Yeah, but re-read the title of this thread. The question isn't what is the best D&D module ever written; it's what module defines D&D to you?

And I can't think of a more definitive quality than "you can probably build upon it to make it something great."

(That having been said, I'm torn between In Search of the Unknown and Keep on the Borderlands. And N1 is a great, great, great module IMO, but I don't think it defines D&D to me.)
 

If you were to pick one (1) published D&D adventure that best showcases, defines, or exemplifies Dungeons & Dragons to you, what adventure would that be?

S4 is one I'll single out, since it contains both wilderness and dungeon exploration, as well as a variety of (then-) new monsters/magic items/spells, so it's always been a personal favorite, and I certainly consider it one of the best exemplars of module design.

That is up there but I think my love for Maure Castle triumphs so I'd go with WG5 Mordenkainen's Fantastic Adventure.

Of course, then there's Maure Castle/El Raja Key/WG5, and Castle Greyhawk, and G1 and G3, and.... :erm: :p

edit: interesting that so many folks are naming 1e modules, too.
 

T1 - Village of Hommlett

-great home base w/NPCs
-ruined keep
-giant frogs
-bandits
-Evil High Priest (EHP)
-giant crayfish
-loads of treasure & nice Easter Egg
-cool backstory

This. but T1-4 for my group.
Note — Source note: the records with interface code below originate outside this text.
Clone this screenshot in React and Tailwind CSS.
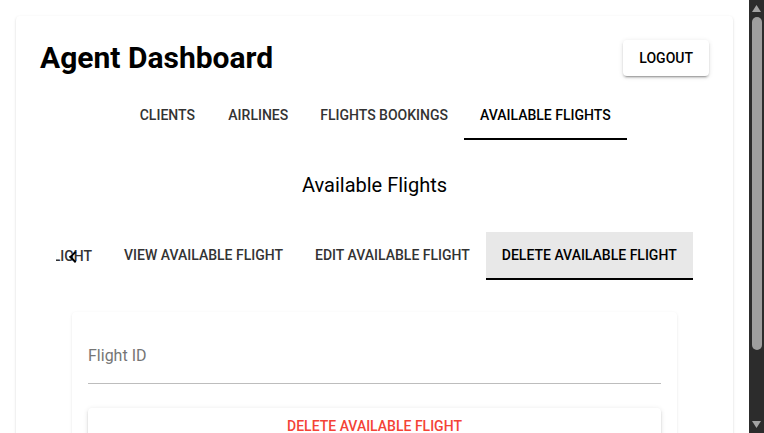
import React from "react";

const tabText = "text-[14px] font-medium uppercase leading-[24px]";

function NavTab({ label, active }) {
    return (
        <div
            className={`h-12 min-w-[90px] px-4 flex items-center justify-center border-b-2 ${tabText} ${active ? "border-black text-black" : "border-transparent text-[#333]"
                }`}
        >
            {label}
        </div>
    );
}

function SubTab({ label, active }) {
    return (
        <div
            className={`h-12 px-4 flex items-center justify-center shrink-0 border-b-2 ${tabText} ${active ? "bg-[#e8e8e8] border-black text-black" : "border-transparent text-[#333]"
                }`}
        >
            {label}
        </div>
    );
}

function Scrollbar() {
    return (
        <div className="w-[15px] shrink-0 bg-[#2c2c2c] flex flex-col items-center">
            <svg width="9" height="7" viewBox="0 0 9 7" className="mt-[5px]">
                <path d="M4.5 0L9 7H0z" fill="#a3a3a3" />
            </svg>
            <div className="mt-[5px] w-[10px] h-[333px] rounded-full bg-[#9f9f9f]" />
            <div className="flex-1" />
            <svg width="9" height="7" viewBox="0 0 9 7" className="mb-[5px]">
                <path d="M0 0H9L4.5 7z" fill="#a3a3a3" />
            </svg>
        </div>
    );
}

export default function App() {
    return (
        <div className="flex h-[433px] overflow-hidden bg-white font-['Roboto',sans-serif]">
            <div className="flex-1 min-w-0 px-4 pt-4">
                <div className="bg-white rounded shadow-[0_2px_1px_-1px_rgba(0,0,0,0.2),0_1px_1px_0_rgba(0,0,0,0.14),0_1px_3px_0_rgba(0,0,0,0.12)] px-6 pt-6 pb-10">
                    {/* Header */}
                    <div className="flex items-center justify-between h-9">
                        <h1 className="text-[30px] font-bold leading-9 text-black">Agent Dashboard</h1>
                        <button className="h-9 px-4 bg-white rounded text-[14px] font-medium text-black shadow-[0_3px_1px_-2px_rgba(0,0,0,0.2),0_2px_2px_0_rgba(0,0,0,0.14),0_1px_5px_0_rgba(0,0,0,0.12)]">
                            LOGOUT
                        </button>
                    </div>

                    {/* Main tabs */}
                    <div className="mt-[16px] flex justify-center">
                        <NavTab label="Clients" />
                        <NavTab label="Airlines" />
                        <NavTab label="Flights Bookings" />
                        <NavTab label="Available Flights" active />
                    </div>

                    <h2 className="mt-[29px] text-center text-[20px] leading-8 text-black">Available Flights</h2>

                    {/* Sub tabs */}
                    <div className="relative mt-[31px] pl-4 flex">
                        <div className="w-[52px] shrink-0 overflow-hidden flex justify-end">
                            <div className={`h-12 pr-4 flex items-center whitespace-nowrap shrink-0 ${tabText} text-[#333]`}>
                                Add Available Flight
                            </div>
                        </div>
                        <SubTab label="View Available Flight" />
                        <SubTab label="Edit Available Flight" />
                        <SubTab label="Delete Available Flight" active />
                        <svg
                            width="24"
                            height="24"
                            viewBox="0 0 24 24"
                            className="absolute left-[21px] top-[13px]"
                        >
                            <path d="M15.41 16.59L10.83 12l4.58-4.59L14 6l-6 6 6 6 1.41-1.41z" fill="#000" />
                        </svg>
                    </div>

                    {/* Form card */}
                    <div className="mt-8 mx-8 bg-white rounded shadow-[0_1px_3px_0_rgba(0,0,0,0.1)] p-4">
                        <div className="pt-4 pb-[15px] border-b border-[#bdbdbd]">
                            <div className="text-[16px] leading-6 text-[#757575]">Flight ID</div>
                        </div>
                        <button className="mt-6 w-full h-9 bg-white rounded text-[14px] font-medium text-[#f44336] shadow-[0_3px_1px_-2px_rgba(0,0,0,0.2),0_2px_2px_0_rgba(0,0,0,0.14),0_1px_5px_0_rgba(0,0,0,0.12)]">
                            DELETE AVAILABLE FLIGHT
                        </button>
                    </div>
                </div>
            </div>
            <Scrollbar />
        </div>
    );
}
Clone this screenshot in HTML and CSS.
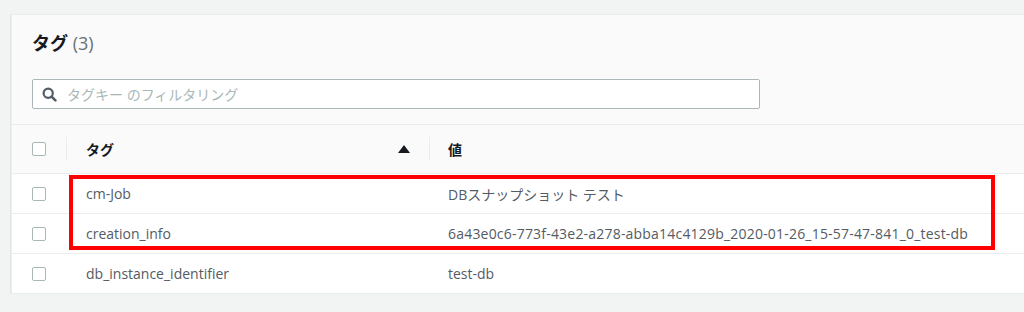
FILE: index.html
```html
<!DOCTYPE html>
<html>
<head>
    <meta charset="UTF-8">
    <title>タグ</title>
    <link rel="stylesheet" href="styles.css">
</head>
<body>
    <div class="card">
        <div class="card-header">
            <h2 class="title">タグ <span class="count">(3)</span></h2>
            <div class="filter">
                <svg class="search-icon" width="15" height="15" viewBox="0 0 15 15">
                    <circle cx="6.2" cy="6.2" r="4.6" fill="none" stroke="#545b64" stroke-width="2.2"/>
                    <line x1="9.6" y1="9.6" x2="13.4" y2="13.4" stroke="#545b64" stroke-width="2.6" stroke-linecap="round"/>
                </svg>
                <span class="placeholder">タグキー のフィルタリング</span>
            </div>
        </div>
        <div class="table">
            <div class="row head">
                <div class="cell check"><span class="box"></span></div>
                <div class="cell key">タグ<span class="sort"></span></div>
                <div class="cell value">値</div>
            </div>
            <div class="row">
                <div class="cell check"><span class="box"></span></div>
                <div class="cell key">cm-Job</div>
                <div class="cell value">DBスナップショット テスト</div>
            </div>
            <div class="row">
                <div class="cell check"><span class="box"></span></div>
                <div class="cell key">creation_info</div>
                <div class="cell value long">6a43e0c6-773f-43e2-a278-abba14c4129b_2020-01-26_15-57-47-841_0_test-db</div>
            </div>
            <div class="row">
                <div class="cell check"><span class="box"></span></div>
                <div class="cell key">db_instance_identifier</div>
                <div class="cell value">test-db</div>
            </div>
            <!-- annotation over the first two rows -->
            <div class="highlight"></div>
        </div>
    </div>
</body>
</html>
```

FILE: styles.css
```css
body {
    margin: 0;
    background-color: #f2f3f3;
    font-family: "Open Sans", "Noto Sans CJK JP", sans-serif;
    font-size: 14px;
    color: #545b64;
    overflow: hidden;
}
.card {
    margin: 14px 0 0 11px;
    width: 1040px;
    background-color: #fafafa;
    border-top: 1px solid #eaeded;
    border-left: 1px solid #eaeded;
    box-shadow: 0 1px 1px 0 rgba(0, 28, 36, 0.3);
}
.card-header {
    padding: 17px 20px 15px 20px;
}
.title {
    margin: 0 0 25px 0;
    font-size: 18px;
    line-height: 22px;
    font-weight: bold;
    color: #16191f;
}
.count {
    font-weight: normal;
    color: #687078;
}
.filter {
    display: flex;
    align-items: center;
    box-sizing: border-box;
    width: 728px;
    height: 30px;
    border: 1px solid #aab7b8;
    border-radius: 2px;
    background-color: #fff;
    padding-left: 9px;
}
.search-icon {
    margin-right: 10px;
}
.placeholder {
    color: #aab7b8;
}
.table {
    position: relative;
    border-top: 1px solid #eaeded;
}
.row {
    display: grid;
    grid-template-columns: 54px 363px 1fr;
    height: 39px;
    border-bottom: 1px solid #eaeded;
    background-color: #fff;
}
.row:last-of-type {
    border-bottom: none;
    height: 40px;
}
.row.head {
    height: 48px;
    background-color: #fafafa;
    color: #16191f;
    font-weight: bold;
}
.cell {
    display: flex;
    align-items: center;
    white-space: nowrap;
}
.check {
    padding-left: 20px;
}
.box {
    width: 12px;
    height: 12px;
    border: 1px solid #aab7b8;
    border-radius: 2px;
    background-color: #fff;
}
.key {
    padding-left: 20px;
}
.value {
    padding-left: 19px;
}
.long {
    letter-spacing: 0.2px;
}
.head .key,
.head .value {
    position: relative;
}
.head .key::before,
.head .value::before {
    content: "";
    position: absolute;
    left: 0;
    top: 12px;
    height: 24px;
    border-left: 1px solid #eaeded;
}
.sort {
    margin-left: auto;
    margin-right: 19px;
    width: 0;
    height: 0;
    border-left: 6px solid transparent;
    border-right: 6px solid transparent;
    border-bottom: 8px solid #16191f;
}
.highlight {
    position: absolute;
    left: 57px;
    top: 50px;
    width: 918px;
    height: 67px;
    border: 4px solid #ff0000;
}
```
The above plus the huge dungeon crawl.

Also D3 Vault of the Drow as an excellent sandbox example of the work a DM needed to do to bring it all to life. D1-2 Descent into the Depths of the Earth and S4 Lost Caverns of Tsojcanth for the Underdark environment and S1 Tomb of Horrors for the fear factor of losing your precious character to the best trap laden test of mettle in RPG history.

I miss the Ad&D days.

B2 was my beginning but AD&D is what nailed me.